▶ [Short task]
Reproduce the listing below without changes, except that pictures are left out.

▶ [Excerpted data]
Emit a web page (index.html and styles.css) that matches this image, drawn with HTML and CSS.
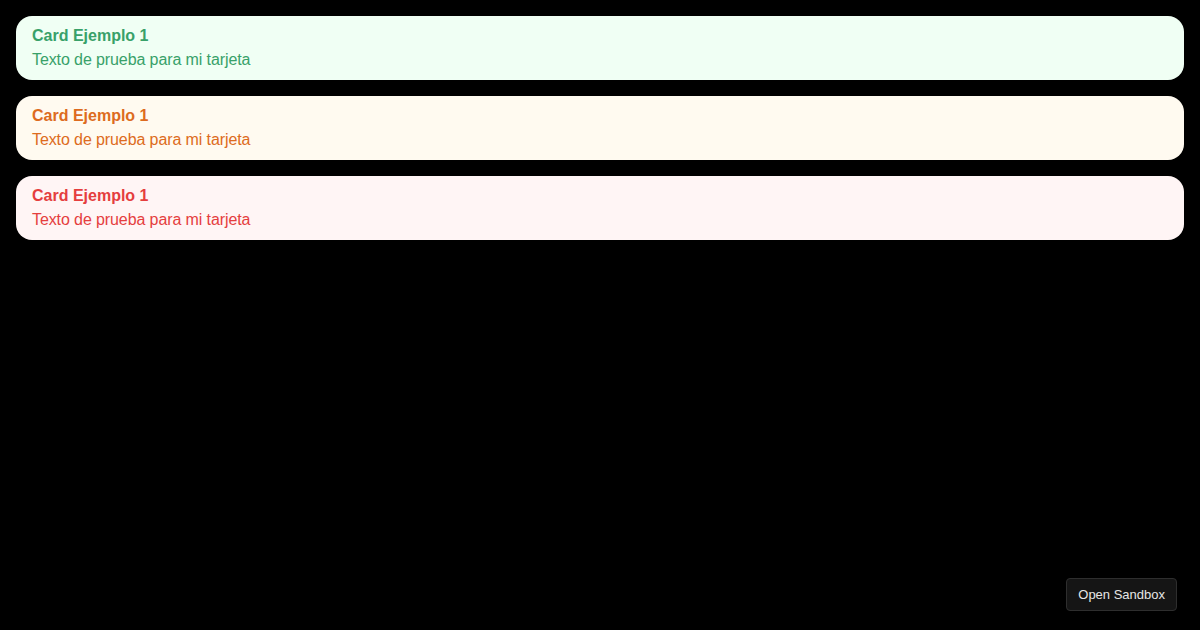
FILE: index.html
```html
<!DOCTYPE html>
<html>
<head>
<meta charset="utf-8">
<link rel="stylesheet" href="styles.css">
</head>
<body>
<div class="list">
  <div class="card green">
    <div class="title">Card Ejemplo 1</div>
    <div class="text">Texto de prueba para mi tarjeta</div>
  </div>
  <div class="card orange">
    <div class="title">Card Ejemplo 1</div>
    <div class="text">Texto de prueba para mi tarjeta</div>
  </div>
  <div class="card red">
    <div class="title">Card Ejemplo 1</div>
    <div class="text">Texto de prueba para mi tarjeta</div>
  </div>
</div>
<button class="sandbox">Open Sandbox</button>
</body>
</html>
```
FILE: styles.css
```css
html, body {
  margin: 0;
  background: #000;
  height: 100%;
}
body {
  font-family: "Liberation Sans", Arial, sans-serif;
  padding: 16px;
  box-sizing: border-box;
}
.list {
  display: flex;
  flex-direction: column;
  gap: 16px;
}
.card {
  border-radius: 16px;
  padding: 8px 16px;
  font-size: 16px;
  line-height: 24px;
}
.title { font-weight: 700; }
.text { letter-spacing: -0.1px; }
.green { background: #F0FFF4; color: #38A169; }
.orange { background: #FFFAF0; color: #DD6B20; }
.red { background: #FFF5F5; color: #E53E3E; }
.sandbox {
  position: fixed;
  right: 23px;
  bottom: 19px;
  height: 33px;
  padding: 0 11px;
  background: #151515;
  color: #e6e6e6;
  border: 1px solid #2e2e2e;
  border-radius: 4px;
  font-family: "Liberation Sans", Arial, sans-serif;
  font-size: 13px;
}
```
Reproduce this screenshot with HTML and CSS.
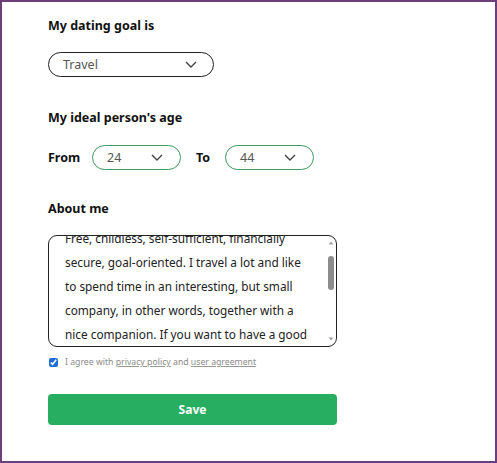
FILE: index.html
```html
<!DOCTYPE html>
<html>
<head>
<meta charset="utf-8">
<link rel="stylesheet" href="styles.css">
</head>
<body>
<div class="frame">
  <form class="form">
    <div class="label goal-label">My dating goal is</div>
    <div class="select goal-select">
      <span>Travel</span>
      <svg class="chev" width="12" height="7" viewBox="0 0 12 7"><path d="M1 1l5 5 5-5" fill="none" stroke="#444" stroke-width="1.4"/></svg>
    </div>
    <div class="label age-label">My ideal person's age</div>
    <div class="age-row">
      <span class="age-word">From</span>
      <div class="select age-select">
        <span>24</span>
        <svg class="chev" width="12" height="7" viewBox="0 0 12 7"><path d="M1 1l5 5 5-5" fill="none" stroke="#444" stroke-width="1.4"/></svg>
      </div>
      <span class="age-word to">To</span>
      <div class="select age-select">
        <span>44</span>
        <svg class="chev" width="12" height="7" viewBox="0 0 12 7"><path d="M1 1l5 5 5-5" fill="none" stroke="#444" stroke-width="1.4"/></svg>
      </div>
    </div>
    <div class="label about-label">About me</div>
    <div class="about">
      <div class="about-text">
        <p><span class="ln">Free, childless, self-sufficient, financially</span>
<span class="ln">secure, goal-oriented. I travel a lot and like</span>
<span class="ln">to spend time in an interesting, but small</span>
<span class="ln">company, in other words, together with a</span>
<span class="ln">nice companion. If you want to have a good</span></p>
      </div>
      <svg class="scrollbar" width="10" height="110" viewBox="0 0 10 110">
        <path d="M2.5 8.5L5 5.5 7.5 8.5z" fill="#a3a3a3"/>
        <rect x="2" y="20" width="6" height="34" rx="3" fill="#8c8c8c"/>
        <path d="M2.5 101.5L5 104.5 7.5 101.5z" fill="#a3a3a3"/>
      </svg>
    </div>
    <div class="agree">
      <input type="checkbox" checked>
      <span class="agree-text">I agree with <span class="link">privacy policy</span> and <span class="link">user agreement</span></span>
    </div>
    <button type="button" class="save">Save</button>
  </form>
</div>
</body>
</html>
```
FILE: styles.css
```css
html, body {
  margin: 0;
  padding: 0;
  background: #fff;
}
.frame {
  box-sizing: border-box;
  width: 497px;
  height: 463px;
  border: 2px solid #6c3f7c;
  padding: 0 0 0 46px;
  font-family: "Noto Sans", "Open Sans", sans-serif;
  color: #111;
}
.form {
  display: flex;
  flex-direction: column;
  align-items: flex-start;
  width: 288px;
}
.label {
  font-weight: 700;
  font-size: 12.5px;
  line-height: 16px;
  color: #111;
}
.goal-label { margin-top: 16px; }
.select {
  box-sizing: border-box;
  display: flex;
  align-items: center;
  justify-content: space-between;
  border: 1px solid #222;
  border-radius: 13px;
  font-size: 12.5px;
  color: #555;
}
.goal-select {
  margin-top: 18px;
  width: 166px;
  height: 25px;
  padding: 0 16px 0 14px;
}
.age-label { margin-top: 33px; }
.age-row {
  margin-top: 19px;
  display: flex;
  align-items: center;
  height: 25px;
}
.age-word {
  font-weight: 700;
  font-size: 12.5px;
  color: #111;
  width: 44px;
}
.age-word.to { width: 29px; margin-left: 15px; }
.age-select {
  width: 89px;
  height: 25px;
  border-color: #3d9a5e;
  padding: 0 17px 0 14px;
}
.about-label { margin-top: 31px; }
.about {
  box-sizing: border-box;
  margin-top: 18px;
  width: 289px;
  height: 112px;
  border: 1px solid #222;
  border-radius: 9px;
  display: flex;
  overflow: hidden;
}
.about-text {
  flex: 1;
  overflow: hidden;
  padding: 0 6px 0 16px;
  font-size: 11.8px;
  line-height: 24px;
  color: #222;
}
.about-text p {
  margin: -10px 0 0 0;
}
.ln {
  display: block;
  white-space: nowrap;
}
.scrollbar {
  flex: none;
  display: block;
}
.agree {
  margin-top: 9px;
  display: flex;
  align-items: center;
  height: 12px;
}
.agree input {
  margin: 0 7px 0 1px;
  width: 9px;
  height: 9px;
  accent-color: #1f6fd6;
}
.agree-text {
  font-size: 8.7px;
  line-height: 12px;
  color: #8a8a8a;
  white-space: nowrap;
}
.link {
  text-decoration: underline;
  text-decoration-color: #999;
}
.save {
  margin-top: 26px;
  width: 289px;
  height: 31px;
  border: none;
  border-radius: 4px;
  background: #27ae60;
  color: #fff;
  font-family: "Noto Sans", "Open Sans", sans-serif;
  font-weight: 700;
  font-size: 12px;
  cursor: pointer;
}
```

▶ [Solution to the problem]
Emit a web page (index.html and styles.css) that matches this image, drawn with HTML and CSS.
FILE: index.html
```html
<!DOCTYPE html>
<html>
<head>
<meta charset="utf-8">
<link rel="stylesheet" href="styles.css">
</head>
<body>
<div class="list">
  <div class="card green">
    <div class="title">Card Ejemplo 1</div>
    <div class="text">Texto de prueba para mi tarjeta</div>
  </div>
  <div class="card orange">
    <div class="title">Card Ejemplo 1</div>
    <div class="text">Texto de prueba para mi tarjeta</div>
  </div>
  <div class="card red">
    <div class="title">Card Ejemplo 1</div>
    <div class="text">Texto de prueba para mi tarjeta</div>
  </div>
</div>
<button class="sandbox">Open Sandbox</button>
</body>
</html>
```
FILE: styles.css
```css
html, body {
  margin: 0;
  background: #000;
  height: 100%;
}
body {
  font-family: "Liberation Sans", Arial, sans-serif;
  padding: 16px;
  box-sizing: border-box;
}
.list {
  display: flex;
  flex-direction: column;
  gap: 16px;
}
.card {
  border-radius: 16px;
  padding: 8px 16px;
  font-size: 16px;
  line-height: 24px;
}
.title { font-weight: 700; }
.text { letter-spacing: -0.1px; }
.green { background: #F0FFF4; color: #38A169; }
.orange { background: #FFFAF0; color: #DD6B20; }
.red { background: #FFF5F5; color: #E53E3E; }
.sandbox {
  position: fixed;
  right: 23px;
  bottom: 19px;
  height: 33px;
  padding: 0 11px;
  background: #151515;
  color: #e6e6e6;
  border: 1px solid #2e2e2e;
  border-radius: 4px;
  font-family: "Liberation Sans", Arial, sans-serif;
  font-size: 13px;
}
```
Reproduce this screenshot with HTML and CSS.
FILE: index.html
```html
<!DOCTYPE html>
<html>
<head>
<meta charset="utf-8">
<link rel="stylesheet" href="styles.css">
</head>
<body>
<div class="frame">
  <form class="form">
    <div class="label goal-label">My dating goal is</div>
    <div class="select goal-select">
      <span>Travel</span>
      <svg class="chev" width="12" height="7" viewBox="0 0 12 7"><path d="M1 1l5 5 5-5" fill="none" stroke="#444" stroke-width="1.4"/></svg>
    </div>
    <div class="label age-label">My ideal person's age</div>
    <div class="age-row">
      <span class="age-word">From</span>
      <div class="select age-select">
        <span>24</span>
        <svg class="chev" width="12" height="7" viewBox="0 0 12 7"><path d="M1 1l5 5 5-5" fill="none" stroke="#444" stroke-width="1.4"/></svg>
      </div>
      <span class="age-word to">To</span>
      <div class="select age-select">
        <span>44</span>
        <svg class="chev" width="12" height="7" viewBox="0 0 12 7"><path d="M1 1l5 5 5-5" fill="none" stroke="#444" stroke-width="1.4"/></svg>
      </div>
    </div>
    <div class="label about-label">About me</div>
    <div class="about">
      <div class="about-text">
        <p><span class="ln">Free, childless, self-sufficient, financially</span>
<span class="ln">secure, goal-oriented. I travel a lot and like</span>
<span class="ln">to spend time in an interesting, but small</span>
<span class="ln">company, in other words, together with a</span>
<span class="ln">nice companion. If you want to have a good</span></p>
      </div>
      <svg class="scrollbar" width="10" height="110" viewBox="0 0 10 110">
        <path d="M2.5 8.5L5 5.5 7.5 8.5z" fill="#a3a3a3"/>
        <rect x="2" y="20" width="6" height="34" rx="3" fill="#8c8c8c"/>
        <path d="M2.5 101.5L5 104.5 7.5 101.5z" fill="#a3a3a3"/>
      </svg>
    </div>
    <div class="agree">
      <input type="checkbox" checked>
      <span class="agree-text">I agree with <span class="link">privacy policy</span> and <span class="link">user agreement</span></span>
    </div>
    <button type="button" class="save">Save</button>
  </form>
</div>
</body>
</html>
```
FILE: styles.css
```css
html, body {
  margin: 0;
  padding: 0;
  background: #fff;
}
.frame {
  box-sizing: border-box;
  width: 497px;
  height: 463px;
  border: 2px solid #6c3f7c;
  padding: 0 0 0 46px;
  font-family: "Noto Sans", "Open Sans", sans-serif;
  color: #111;
}
.form {
  display: flex;
  flex-direction: column;
  align-items: flex-start;
  width: 288px;
}
.label {
  font-weight: 700;
  font-size: 12.5px;
  line-height: 16px;
  color: #111;
}
.goal-label { margin-top: 16px; }
.select {
  box-sizing: border-box;
  display: flex;
  align-items: center;
  justify-content: space-between;
  border: 1px solid #222;
  border-radius: 13px;
  font-size: 12.5px;
  color: #555;
}
.goal-select {
  margin-top: 18px;
  width: 166px;
  height: 25px;
  padding: 0 16px 0 14px;
}
.age-label { margin-top: 33px; }
.age-row {
  margin-top: 19px;
  display: flex;
  align-items: center;
  height: 25px;
}
.age-word {
  font-weight: 700;
  font-size: 12.5px;
  color: #111;
  width: 44px;
}
.age-word.to { width: 29px; margin-left: 15px; }
.age-select {
  width: 89px;
  height: 25px;
  border-color: #3d9a5e;
  padding: 0 17px 0 14px;
}
.about-label { margin-top: 31px; }
.about {
  box-sizing: border-box;
  margin-top: 18px;
  width: 289px;
  height: 112px;
  border: 1px solid #222;
  border-radius: 9px;
  display: flex;
  overflow: hidden;
}
.about-text {
  flex: 1;
  overflow: hidden;
  padding: 0 6px 0 16px;
  font-size: 11.8px;
  line-height: 24px;
  color: #222;
}
.about-text p {
  margin: -10px 0 0 0;
}
.ln {
  display: block;
  white-space: nowrap;
}
.scrollbar {
  flex: none;
  display: block;
}
.agree {
  margin-top: 9px;
  display: flex;
  align-items: center;
  height: 12px;
}
.agree input {
  margin: 0 7px 0 1px;
  width: 9px;
  height: 9px;
  accent-color: #1f6fd6;
}
.agree-text {
  font-size: 8.7px;
  line-height: 12px;
  color: #8a8a8a;
  white-space: nowrap;
}
.link {
  text-decoration: underline;
  text-decoration-color: #999;
}
.save {
  margin-top: 26px;
  width: 289px;
  height: 31px;
  border: none;
  border-radius: 4px;
  background: #27ae60;
  color: #fff;
  font-family: "Noto Sans", "Open Sans", sans-serif;
  font-weight: 700;
  font-size: 12px;
  cursor: pointer;
}
```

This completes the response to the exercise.